L'ami américain de Moubarak

En revanche, rien ne justifie d'accepter l'argent de dictateurs ni de devenir ami avec leurs enfants, surtout pas tout en faisant de la politique avec les parents. Et ce n'est pas un problème exclusivement britannique. Frank Wisner, envoyé par le président américain Barack Obama pour négocier avec Hosni Moubarak dans les premiers jours de la révolution égyptienne, est un collaborateur du cabinet d'avocats Patton Boggs, qui a travaillé pour le gouvernement égyptien. L'administration américaine a paraît-il été furieuse lorsque ce dernier, à la surprise générale, a émis l'avis que Moubarak «devait rester», quelques jours à peine avant que le président égyptien ne fuie le Caire.

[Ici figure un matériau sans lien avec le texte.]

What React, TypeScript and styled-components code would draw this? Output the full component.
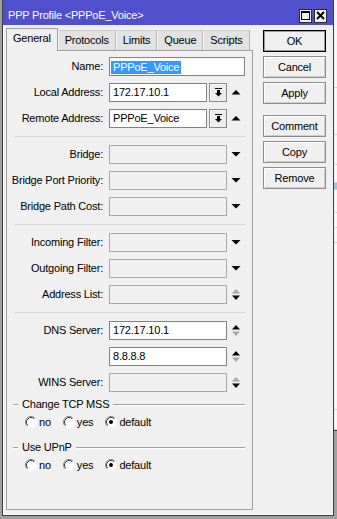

MAM, première d'une longue série de démissions?

Mais cela aurait-il dû nous surprendre? Michèle Alliot-Marie, ministre française des Affaires étrangères, vient juste de perdre son portefeuille pour être partie en vacances en Tunisie pendant la révolution, avoir profité de quelques trajets dans l'avion privé d'un ami du président tunisien et avoir aidé son père à faire des affaires sur place. En rentrant en France, elle a suggéré avec tact que les Français aident leurs amis de la police tunisienne à réprimer les émeutes.

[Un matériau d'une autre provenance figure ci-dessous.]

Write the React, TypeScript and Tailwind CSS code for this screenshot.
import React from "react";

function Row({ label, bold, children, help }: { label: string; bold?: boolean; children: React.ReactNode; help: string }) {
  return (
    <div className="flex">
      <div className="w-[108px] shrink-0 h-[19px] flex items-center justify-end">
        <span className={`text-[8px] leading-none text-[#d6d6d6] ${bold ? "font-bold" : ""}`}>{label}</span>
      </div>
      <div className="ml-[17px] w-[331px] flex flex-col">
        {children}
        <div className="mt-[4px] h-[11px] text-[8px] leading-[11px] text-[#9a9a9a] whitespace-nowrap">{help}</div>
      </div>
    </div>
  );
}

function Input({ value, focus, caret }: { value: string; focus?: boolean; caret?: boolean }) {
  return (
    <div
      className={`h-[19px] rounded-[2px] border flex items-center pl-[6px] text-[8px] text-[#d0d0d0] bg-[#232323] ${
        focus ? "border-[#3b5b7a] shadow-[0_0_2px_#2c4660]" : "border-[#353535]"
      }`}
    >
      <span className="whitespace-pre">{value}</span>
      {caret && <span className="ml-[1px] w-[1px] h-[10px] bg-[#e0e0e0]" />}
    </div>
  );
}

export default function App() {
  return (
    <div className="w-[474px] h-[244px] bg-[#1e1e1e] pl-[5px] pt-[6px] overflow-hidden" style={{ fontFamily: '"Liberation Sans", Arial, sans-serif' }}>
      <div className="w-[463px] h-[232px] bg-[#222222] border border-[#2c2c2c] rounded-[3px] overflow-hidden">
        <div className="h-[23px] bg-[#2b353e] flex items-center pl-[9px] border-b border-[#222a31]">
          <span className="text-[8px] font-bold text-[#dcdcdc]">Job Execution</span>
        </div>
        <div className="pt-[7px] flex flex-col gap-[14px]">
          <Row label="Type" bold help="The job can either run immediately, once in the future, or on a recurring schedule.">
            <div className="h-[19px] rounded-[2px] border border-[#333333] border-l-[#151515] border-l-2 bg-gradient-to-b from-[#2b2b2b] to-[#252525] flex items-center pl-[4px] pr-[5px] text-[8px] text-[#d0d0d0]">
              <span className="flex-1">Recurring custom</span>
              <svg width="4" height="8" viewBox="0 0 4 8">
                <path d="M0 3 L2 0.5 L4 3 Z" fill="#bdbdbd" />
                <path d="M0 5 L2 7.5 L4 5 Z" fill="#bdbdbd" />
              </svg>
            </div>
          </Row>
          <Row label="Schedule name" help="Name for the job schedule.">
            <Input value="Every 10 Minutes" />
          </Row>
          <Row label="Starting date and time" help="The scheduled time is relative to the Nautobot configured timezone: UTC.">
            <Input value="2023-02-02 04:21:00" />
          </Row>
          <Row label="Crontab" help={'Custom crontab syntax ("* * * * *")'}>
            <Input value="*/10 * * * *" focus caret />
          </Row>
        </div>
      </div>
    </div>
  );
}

Croisons les doigts pour qu'Alliot-Marie soit la première d'une longue série: si les gouvernements occidentaux veulent avoir une quelconque crédibilité dans le monde arabe post-révolutionnaire, il faut qu'ils arrêtent d'employer des gens, même de simples «envoyés», à la solde d'anciens ou d'actuels dictateurs arabes. Blair doit démissionner immédiatement de son poste de négociateur officieux au Moyen-Orient; et il faut que quelqu'un dise au prince Andrew de rester chez lui. Tous les Wisner du monde devraient être mis à la retraite.

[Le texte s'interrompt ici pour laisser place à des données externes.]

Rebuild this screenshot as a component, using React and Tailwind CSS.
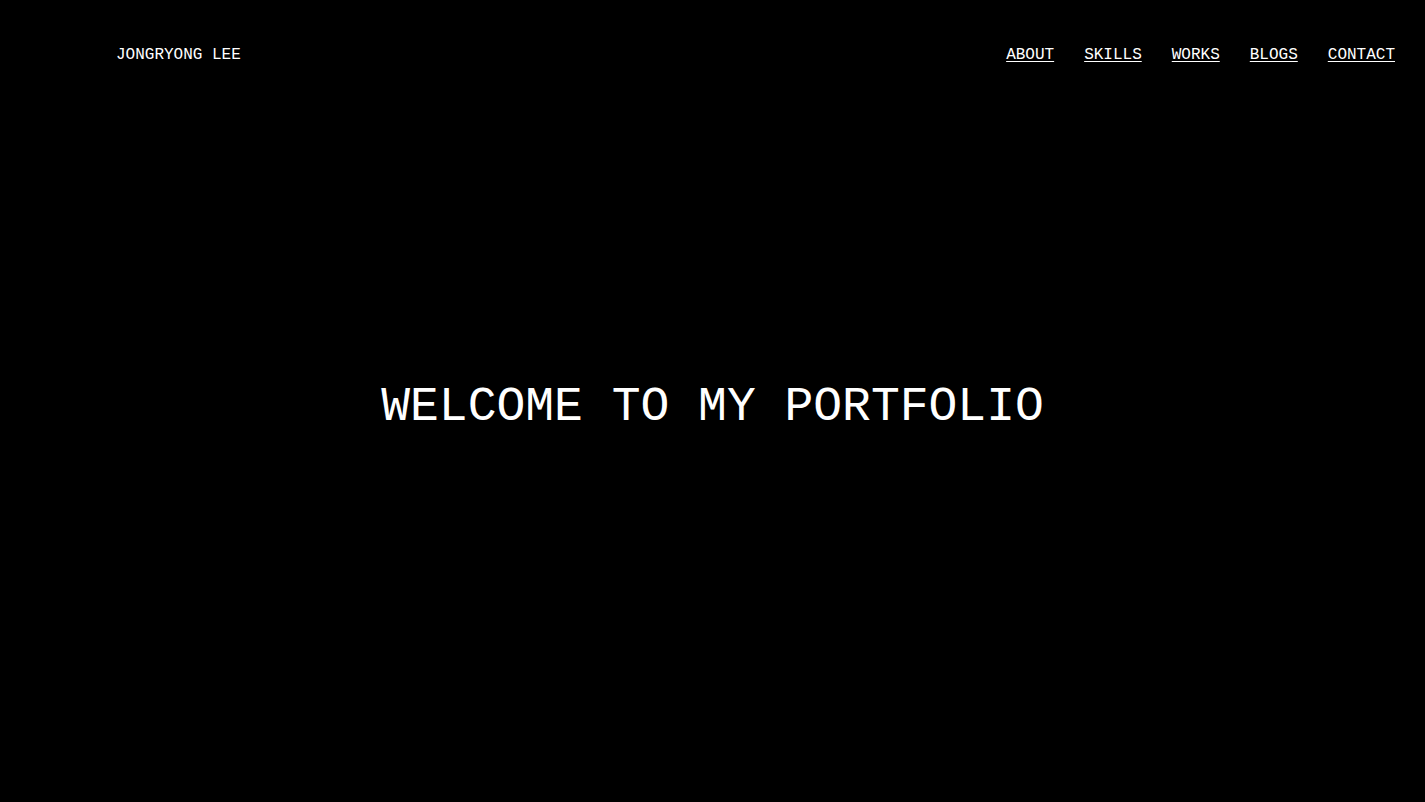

Enfin, pour faire bonne mesure, les légions d'anciens hauts fonctionnaires aujourd'hui à la solde d'hommes d'affaires chinois, russes ou saoudiens devraient être tenus éloignés de leurs anciens lieux de travail, par mesure de précaution. Parce qu'en cas de révolution, vous pouvez être sûr qu'on leur découvrira, à eux aussi, des amitiés encombrantes.